Published daily by the Lowy Institute

Coal comfort: Australia-India ties after the elections

A last minute approval for the controversial Adani coal mine has brought Australia-India relations into the campaign.

The green light for the Carmichael coal mine was clearly intended to wedge Labor in a key election battleground (Photo: Julian Meehan/Flickr)
The green light for the Carmichael coal mine was clearly intended to wedge Labor in a key election battleground (Photo: Julian Meehan/Flickr)

In an odd quirk of timing, this year Australia and India’s elections will run in parallel. On 11 April, Scott Morrison made the trip to Canberra’s Government House and the official campaign finally began.

On the same day, Indian voters began to go to the polls in the first of seven phases of voting in that country’s mammoth exercise in democracy. By 19 May, the last day on which votes can be cast – and the day after Australians will go to the polls – up to 900 million Indians will have exercised that right.

Unusually too, India will feature in the Australian campaign. One of the last acts of the Morrison government was to give the federal government’s go ahead for the Adani Group’s controversial Carmichael mine project in the Galilee Basin in Queensland. On 9 April, Environment Minister Melissa Price signed off on Adani’s groundwater management plan, despite doubts expressed by the CSIRO and environmentalists about its claims.

Cheered by members of Liberal National Party, the decision was clearly intended to wedge the Labor Opposition in a key election battleground, and put Annastacia Palaszczuk’s Labor state government, which has dragged its feet over its own approvals for the project, at odds with some federal colleagues. At the same time, this use of the Adani project as a political football will bring into question once again the commitment of some in Canberra to the bilateral relationship with India.

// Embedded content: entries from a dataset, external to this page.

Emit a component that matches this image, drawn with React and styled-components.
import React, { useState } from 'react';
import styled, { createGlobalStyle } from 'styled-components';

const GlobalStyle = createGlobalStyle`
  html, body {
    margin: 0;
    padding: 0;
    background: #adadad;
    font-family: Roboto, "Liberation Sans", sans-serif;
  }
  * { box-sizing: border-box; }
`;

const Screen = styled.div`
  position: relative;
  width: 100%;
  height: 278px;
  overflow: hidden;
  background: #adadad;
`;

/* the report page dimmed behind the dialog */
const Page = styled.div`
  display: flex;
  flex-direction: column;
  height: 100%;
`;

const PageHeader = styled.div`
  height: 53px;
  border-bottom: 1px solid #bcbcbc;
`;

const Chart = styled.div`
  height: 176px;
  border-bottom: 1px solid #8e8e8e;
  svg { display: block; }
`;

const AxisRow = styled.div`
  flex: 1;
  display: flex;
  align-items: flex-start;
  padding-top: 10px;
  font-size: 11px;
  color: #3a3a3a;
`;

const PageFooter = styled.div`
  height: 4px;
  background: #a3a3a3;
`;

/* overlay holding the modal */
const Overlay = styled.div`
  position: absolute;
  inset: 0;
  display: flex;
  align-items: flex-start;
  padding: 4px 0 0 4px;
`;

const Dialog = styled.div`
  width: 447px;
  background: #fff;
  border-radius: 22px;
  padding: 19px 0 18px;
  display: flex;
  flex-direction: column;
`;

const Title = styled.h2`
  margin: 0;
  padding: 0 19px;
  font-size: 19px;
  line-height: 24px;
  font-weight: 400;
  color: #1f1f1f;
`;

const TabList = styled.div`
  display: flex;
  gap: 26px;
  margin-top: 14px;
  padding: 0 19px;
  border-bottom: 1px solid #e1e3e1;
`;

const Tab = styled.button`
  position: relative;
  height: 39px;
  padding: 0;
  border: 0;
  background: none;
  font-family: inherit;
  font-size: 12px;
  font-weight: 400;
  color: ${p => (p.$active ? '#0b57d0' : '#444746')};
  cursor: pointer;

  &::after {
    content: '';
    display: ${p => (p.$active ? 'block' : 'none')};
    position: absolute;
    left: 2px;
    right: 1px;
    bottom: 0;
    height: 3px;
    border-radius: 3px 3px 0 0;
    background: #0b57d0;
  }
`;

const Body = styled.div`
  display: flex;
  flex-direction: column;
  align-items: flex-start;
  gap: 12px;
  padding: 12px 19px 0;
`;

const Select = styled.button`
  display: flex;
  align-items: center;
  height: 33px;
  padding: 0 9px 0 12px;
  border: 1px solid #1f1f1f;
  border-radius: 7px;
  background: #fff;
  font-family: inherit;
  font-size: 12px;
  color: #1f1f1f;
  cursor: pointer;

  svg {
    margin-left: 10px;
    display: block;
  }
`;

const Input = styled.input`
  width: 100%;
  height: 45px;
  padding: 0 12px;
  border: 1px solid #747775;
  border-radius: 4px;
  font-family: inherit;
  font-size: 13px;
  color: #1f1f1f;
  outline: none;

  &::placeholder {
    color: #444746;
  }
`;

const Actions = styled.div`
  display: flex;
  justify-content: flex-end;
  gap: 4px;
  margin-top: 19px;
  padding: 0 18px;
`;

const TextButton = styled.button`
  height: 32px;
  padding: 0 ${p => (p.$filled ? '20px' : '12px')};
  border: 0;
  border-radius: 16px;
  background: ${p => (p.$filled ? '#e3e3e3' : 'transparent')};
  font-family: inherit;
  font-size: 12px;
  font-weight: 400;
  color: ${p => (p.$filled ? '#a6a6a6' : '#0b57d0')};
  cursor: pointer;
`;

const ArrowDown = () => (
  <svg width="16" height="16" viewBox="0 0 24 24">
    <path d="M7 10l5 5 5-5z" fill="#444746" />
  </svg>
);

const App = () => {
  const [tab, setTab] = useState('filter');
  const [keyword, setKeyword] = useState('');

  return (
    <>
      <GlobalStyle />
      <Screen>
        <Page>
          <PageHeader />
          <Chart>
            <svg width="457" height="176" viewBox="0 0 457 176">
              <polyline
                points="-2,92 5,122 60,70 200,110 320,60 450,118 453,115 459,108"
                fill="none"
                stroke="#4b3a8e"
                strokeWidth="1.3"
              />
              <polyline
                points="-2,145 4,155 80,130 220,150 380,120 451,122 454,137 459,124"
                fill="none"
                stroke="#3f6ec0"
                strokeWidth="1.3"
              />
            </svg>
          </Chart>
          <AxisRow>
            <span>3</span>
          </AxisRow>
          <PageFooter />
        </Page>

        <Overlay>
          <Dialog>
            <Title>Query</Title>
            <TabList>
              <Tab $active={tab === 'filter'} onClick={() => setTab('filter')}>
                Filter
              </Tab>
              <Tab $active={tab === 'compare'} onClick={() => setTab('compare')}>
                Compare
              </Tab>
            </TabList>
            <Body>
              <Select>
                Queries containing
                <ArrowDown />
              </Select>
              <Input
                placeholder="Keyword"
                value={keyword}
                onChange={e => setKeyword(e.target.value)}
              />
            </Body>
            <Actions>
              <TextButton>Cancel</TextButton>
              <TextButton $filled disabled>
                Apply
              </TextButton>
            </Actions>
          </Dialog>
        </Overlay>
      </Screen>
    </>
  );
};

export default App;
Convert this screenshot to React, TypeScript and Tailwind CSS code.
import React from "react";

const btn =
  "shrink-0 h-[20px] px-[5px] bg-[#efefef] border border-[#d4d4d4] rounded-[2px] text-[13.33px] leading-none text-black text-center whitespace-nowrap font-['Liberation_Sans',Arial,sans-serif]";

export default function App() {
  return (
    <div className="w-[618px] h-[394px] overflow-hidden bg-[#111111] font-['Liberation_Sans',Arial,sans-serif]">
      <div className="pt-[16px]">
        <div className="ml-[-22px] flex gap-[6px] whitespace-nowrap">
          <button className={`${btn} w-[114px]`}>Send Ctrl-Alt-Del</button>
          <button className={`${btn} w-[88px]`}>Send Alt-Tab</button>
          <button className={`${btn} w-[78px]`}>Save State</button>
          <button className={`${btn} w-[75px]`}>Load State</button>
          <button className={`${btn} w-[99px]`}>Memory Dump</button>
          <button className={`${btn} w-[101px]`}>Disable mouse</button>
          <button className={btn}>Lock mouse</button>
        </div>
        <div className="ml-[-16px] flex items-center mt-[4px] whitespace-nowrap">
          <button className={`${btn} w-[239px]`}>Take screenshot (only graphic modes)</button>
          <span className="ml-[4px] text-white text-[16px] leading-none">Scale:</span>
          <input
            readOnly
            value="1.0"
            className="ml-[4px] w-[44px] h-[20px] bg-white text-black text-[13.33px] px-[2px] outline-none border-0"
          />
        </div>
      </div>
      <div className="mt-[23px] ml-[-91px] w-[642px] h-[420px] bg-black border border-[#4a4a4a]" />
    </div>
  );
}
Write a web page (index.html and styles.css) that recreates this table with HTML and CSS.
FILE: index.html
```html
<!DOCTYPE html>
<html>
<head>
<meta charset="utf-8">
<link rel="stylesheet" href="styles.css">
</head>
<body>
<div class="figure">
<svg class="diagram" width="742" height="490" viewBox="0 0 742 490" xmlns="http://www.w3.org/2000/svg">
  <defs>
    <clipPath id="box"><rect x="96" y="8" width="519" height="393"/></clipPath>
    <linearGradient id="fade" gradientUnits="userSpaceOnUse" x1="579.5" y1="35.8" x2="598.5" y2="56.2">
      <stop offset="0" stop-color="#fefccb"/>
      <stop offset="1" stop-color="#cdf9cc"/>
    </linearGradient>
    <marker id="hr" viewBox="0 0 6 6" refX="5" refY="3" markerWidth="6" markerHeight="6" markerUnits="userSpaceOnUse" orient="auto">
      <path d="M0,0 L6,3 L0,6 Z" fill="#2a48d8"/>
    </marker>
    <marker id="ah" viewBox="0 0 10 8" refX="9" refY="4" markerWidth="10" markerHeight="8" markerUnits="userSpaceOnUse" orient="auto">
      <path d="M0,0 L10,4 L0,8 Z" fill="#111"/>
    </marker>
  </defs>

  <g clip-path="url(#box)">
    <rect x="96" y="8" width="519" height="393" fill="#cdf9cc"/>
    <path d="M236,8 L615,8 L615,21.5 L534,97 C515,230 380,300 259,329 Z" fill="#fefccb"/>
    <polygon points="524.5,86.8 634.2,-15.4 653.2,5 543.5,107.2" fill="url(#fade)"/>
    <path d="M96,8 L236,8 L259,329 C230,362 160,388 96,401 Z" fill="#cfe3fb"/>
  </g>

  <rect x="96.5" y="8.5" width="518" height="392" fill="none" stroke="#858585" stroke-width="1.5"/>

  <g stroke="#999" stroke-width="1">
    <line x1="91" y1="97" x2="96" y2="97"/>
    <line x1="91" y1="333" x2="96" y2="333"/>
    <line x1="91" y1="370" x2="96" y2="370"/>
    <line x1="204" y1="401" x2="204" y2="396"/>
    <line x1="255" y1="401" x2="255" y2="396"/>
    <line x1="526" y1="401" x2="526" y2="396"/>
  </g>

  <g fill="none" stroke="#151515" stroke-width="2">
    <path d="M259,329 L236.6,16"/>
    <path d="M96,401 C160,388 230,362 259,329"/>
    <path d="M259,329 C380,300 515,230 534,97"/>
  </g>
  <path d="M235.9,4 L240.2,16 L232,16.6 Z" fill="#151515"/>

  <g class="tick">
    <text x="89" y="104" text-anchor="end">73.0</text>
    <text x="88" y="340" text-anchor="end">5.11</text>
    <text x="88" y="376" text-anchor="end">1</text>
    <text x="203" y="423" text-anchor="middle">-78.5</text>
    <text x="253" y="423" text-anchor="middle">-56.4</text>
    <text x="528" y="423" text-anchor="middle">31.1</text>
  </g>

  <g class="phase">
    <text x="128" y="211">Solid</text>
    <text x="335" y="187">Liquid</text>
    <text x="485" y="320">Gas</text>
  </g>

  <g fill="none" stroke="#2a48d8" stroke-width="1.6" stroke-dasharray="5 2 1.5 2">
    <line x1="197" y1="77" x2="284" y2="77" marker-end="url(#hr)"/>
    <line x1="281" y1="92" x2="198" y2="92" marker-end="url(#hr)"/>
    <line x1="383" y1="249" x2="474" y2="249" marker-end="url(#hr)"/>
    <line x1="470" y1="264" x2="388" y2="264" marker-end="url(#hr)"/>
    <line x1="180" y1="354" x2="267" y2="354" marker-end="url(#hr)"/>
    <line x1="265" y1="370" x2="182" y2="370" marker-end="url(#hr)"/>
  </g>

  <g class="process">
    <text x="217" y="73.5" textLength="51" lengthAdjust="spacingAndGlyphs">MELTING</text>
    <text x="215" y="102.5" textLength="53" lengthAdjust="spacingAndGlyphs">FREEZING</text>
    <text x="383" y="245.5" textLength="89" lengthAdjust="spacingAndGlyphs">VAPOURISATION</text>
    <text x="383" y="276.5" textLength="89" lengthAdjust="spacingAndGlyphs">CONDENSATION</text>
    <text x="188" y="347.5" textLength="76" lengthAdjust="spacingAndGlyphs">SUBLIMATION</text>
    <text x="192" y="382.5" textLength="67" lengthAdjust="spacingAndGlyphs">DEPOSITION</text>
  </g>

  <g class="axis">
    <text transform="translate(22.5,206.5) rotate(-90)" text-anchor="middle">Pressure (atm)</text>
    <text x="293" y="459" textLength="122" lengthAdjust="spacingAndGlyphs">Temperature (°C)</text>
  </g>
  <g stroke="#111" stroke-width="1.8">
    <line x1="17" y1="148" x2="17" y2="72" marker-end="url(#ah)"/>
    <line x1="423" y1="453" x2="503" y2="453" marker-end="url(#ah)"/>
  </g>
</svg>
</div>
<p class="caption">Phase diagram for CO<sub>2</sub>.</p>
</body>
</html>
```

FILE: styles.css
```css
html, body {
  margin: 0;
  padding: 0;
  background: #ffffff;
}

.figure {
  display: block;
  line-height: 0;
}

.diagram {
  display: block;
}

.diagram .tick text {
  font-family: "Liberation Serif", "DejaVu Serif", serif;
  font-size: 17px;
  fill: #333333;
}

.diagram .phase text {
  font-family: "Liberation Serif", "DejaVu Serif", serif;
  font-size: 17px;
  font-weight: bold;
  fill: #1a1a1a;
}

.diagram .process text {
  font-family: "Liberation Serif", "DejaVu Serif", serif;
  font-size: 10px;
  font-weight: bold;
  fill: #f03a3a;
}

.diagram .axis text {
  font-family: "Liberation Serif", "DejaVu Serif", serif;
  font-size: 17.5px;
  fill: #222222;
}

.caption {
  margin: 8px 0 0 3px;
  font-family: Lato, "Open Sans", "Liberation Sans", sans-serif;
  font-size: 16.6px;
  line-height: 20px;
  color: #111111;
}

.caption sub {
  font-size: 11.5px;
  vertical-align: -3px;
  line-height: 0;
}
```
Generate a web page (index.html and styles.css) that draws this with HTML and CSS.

The two countries have increasingly close defence and security ties, signalled by the recent AUSINDEX naval drill.

Whatever one thinks about the Carmichael mine itself – and, to be clear, I have serious doubts about it – it has caused some friction in Australia-India relations. Some have treated the promised investment as a test of how welcoming Australia is to Indian money. Others observe that Gautam Adani, the founder of the eponymous Group, has long been close to his fellow Gujarati, Narendra Modi, now Prime Minister, but before that Chief Minister of their state.

Whether the fate of the Adani project will harm bilateral ties is a moot point. Indian investment in Australia continues to grow. In 2017, it topped $15.5bn, up from $11.6bn two years earlier. And to be sure, big industrialists have long had considerable clout in New Delhi, and in the early years of Modi’s tenure, Adani had significant influence, especially in foreign economic policy. But since then, the government has tried to pivot away, at least in part, from its pro-business image, towards a more populist one that emphasises support for the poor.

More broadly, even the most seasoned observers think Australia-India relations are better now than they have perhaps ever been. The two countries have increasingly close defence and security ties, signalled, for example, by the recent AUSINDEX naval drill. They are now involved in regular institutionalised dialogues, including the annual Foreign and Defence Minister so-called ‘2+2’s, trilaterals with Japan and the United States, and of course the Quad. Much effort has also gone into trying to restore momentum in the economic relationship, despite the foundering of talks for a free trade deal, with the release last year of Peter Varghese’s weighty and detailed India Economic Strategy, and the promise of an Indian equivalent.

All this said, efforts to turn to the Adani project into even more of a contentious issue than it is already may not be helpful for bilateral ties. Committed as it is to a range of strategic initiatives involving Australia, New Delhi – and the Indian media – now pay much more attention to our fractious, febrile politics than they once did. However the Adani debate is handled over the next few weeks, there will be guaranteed attention from India.

The Adani coal mine has become a focal point of protesters seeking Australian government action on climate change. (Photo: John Englart/Flickr)

The big concern in New Delhi, however, is not Adani, but the attitude of whichever party will form a government in May towards India, China, and the region more broadly. India wants Australia to diversify its trade and security relationships, to resist Chinese pressure, and to deal effectively with alleged political interference by the Chinese Communist Party in our society and both parties. It wants us to see through the commitments made in the Varghese Report, and welcomes the bipartisan support it has been given.

Above all, what New Delhi wants to see is a stable government in Canberra capable of managing relations with key regional powers in a measured way. It wants continuity, and fears sudden changes of direction in foreign, economic, and security policy. The Rudd government, back in the late 2000s, caused palpitations in India with both its grand ambitions and its unpredictability. The present administration, chopping and changing its leaders, and abruptly announcing changes to visas and work rights, directly affecting thousands of Indian citizens, has also generated anxiety. Whoever wins on 18 May should try to do better.